I had the honour of catching up with Secret Pyramid’s Amir Abbey over some beers at a local watering hole just the other week. We briefly discussed Vancouver’s unpredictable and bustling experimental music scene, along with Abbey’s own musical process and what the future holds for Secret Pyramid. Before long we had paid our tabs and found ourselves perusing the selection at a nearby record shop. Every once in a while I’d pick out an album and ask his opinion on it, to which he always had plenty to say—the man’s craft may require isolation, but his music knowledge proves he’s not living in a cave. Before parting ways Abbey passed along his newest tape, A Pulse in Your Shadow, a single-sided release acting as precursor to his forthcoming album, Two Shadows Collide (noticing a theme?). You can expect that one to drop on all formats September 22 on Ba Da Bing! records. For now, let’s peel back the layers and take an in-depth look at the music at hand.
Though not a stranger to the uninterrupted long-form, Abbey tends to favour vignette-length composition. Typically, a Secret Pyramid album is made up of 5-10 tracks that average about six minutes per, a format that Abbey has become more than comfortable with. A Pulse in Your Shadow is an entirely different affair, showcasing a single, unbroken slab of music that clocks in at just over 27 minutes. Before coming anywhere near the play button, one knows Abbey had to change up his routine for this one, and that’s what I was most anticipating from this release, to see how he chose to adjust the well-set ideas behind his typical process given the substantially longer timeframe.

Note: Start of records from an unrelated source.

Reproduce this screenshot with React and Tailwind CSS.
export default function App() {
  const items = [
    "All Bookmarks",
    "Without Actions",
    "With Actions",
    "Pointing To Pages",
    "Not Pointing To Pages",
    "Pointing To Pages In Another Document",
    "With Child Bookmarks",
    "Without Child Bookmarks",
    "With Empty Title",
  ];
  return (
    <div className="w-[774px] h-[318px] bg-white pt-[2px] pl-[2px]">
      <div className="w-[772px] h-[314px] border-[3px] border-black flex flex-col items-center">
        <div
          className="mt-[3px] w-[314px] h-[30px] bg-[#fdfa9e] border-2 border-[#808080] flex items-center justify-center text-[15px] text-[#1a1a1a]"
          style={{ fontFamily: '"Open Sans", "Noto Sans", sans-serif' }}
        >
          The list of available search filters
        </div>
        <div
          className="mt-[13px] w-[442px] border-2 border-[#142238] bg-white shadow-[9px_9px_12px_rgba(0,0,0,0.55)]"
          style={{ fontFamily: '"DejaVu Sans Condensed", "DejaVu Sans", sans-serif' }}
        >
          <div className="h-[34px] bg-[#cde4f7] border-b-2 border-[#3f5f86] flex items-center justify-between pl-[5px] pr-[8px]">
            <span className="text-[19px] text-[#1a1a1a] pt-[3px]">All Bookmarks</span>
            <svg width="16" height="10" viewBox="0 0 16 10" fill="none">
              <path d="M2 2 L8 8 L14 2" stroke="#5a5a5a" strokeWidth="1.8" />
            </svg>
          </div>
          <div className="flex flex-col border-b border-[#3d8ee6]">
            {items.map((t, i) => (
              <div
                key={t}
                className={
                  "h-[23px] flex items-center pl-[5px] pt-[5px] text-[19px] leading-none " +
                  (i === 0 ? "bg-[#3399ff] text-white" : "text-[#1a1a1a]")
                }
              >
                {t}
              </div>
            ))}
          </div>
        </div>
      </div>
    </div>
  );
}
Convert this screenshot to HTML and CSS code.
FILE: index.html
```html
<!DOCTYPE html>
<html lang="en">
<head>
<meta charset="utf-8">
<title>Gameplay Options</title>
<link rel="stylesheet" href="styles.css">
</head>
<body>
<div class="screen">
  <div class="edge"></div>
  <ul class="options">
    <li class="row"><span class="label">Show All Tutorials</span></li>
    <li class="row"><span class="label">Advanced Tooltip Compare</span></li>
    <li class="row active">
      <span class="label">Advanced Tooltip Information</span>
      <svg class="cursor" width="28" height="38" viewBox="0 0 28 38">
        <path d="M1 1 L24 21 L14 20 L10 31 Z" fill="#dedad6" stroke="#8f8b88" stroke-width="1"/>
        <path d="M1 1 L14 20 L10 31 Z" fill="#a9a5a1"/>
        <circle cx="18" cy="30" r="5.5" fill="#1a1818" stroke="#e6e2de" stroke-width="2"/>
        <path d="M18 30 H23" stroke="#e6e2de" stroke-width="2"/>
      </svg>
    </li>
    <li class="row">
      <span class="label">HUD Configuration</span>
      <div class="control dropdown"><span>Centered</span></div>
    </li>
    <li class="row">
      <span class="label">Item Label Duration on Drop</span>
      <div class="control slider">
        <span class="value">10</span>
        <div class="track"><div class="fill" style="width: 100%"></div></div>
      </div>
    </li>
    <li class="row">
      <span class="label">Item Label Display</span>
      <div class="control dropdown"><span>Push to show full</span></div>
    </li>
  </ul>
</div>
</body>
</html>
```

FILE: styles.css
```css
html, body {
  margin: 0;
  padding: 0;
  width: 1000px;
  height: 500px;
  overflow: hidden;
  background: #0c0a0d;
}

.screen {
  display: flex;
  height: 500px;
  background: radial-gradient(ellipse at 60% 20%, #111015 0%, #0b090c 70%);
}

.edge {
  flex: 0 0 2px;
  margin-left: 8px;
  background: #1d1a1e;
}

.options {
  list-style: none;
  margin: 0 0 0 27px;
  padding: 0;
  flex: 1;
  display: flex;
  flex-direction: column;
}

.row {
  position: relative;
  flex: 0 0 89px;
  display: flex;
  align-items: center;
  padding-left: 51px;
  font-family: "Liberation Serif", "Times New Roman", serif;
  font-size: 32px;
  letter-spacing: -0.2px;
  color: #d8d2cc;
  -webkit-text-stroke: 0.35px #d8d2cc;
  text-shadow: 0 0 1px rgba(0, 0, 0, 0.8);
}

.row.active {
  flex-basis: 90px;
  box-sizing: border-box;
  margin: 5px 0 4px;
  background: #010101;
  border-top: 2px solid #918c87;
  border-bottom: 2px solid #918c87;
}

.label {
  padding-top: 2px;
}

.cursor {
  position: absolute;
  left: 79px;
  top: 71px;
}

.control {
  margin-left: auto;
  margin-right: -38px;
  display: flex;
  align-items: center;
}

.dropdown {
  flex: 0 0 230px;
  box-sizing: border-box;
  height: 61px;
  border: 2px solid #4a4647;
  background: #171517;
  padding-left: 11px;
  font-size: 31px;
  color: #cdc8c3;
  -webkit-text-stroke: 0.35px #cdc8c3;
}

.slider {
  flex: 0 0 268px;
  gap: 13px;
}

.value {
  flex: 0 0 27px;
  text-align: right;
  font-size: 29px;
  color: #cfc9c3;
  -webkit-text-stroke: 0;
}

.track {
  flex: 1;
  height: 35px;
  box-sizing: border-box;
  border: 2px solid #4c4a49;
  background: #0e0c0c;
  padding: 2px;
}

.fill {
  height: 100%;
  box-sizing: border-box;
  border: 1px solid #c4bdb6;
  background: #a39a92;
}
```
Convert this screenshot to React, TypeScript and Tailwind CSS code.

Evident is the work’s tweaked compositional approach, but what immediately sets A Pulse in Your Shadow apart is a more expansive use of familiar instruments. Using a keyboard, Upright piano, Ondes, and tape & effects manipulation—all of which have become typical Secret Pyramid fare—Abbey evokes sounds and styles beyond the Pacific Northwest bleary drones that have constituted much of his past work and the work of his coast dwelling contemporaries. This influence is still present, of course, but Abbey is smart in tagging this as ‘minimalism,’ as the piece elicits the sounds and ideas that trickle back through names like Eno, Glass, Riley and Reich. From the onset we hear Abbey’s take on what one might deem a “percussive ambient”—namely, short, bell-like tones that clink and jangle repeatedly to often mesmerizing effect. Get a few of these layers happening at once and the music’s possibilities can seem endless (These days I favour this approach to the steady-state work of, say, Tony Conrad or Eliane Radigue, but at some point I’m sure the pendulum will swing back).
A Pulse in Your Shadow is seamless, but its narrative has a distinct beginning, middle and end. Its mid section is the most lush, slowly emerging from percussive origins and developing into an undulating wash of tones that splatter across the broadband like so much goopy, colourful paint. It’s downright pretty, and doesn’t fall into the sameness trap of so many organ-like drone works. As the piece persists, its tendrils slowly give way to something far more angelic, while its core continues on, providing a backbone for the closing movement. And as the tape winds to a close on a stewing bed of manipulated piano notes, one can’t help but wonder: is this the pulse we are meant to discover, hidden all this time beneath its ethereal cloak? Or, instead of finding it, has it revealed itself, now, as a parting gift for the astute listener? Or further still, perhaps is holds some clue to what the future might hold. Perhaps.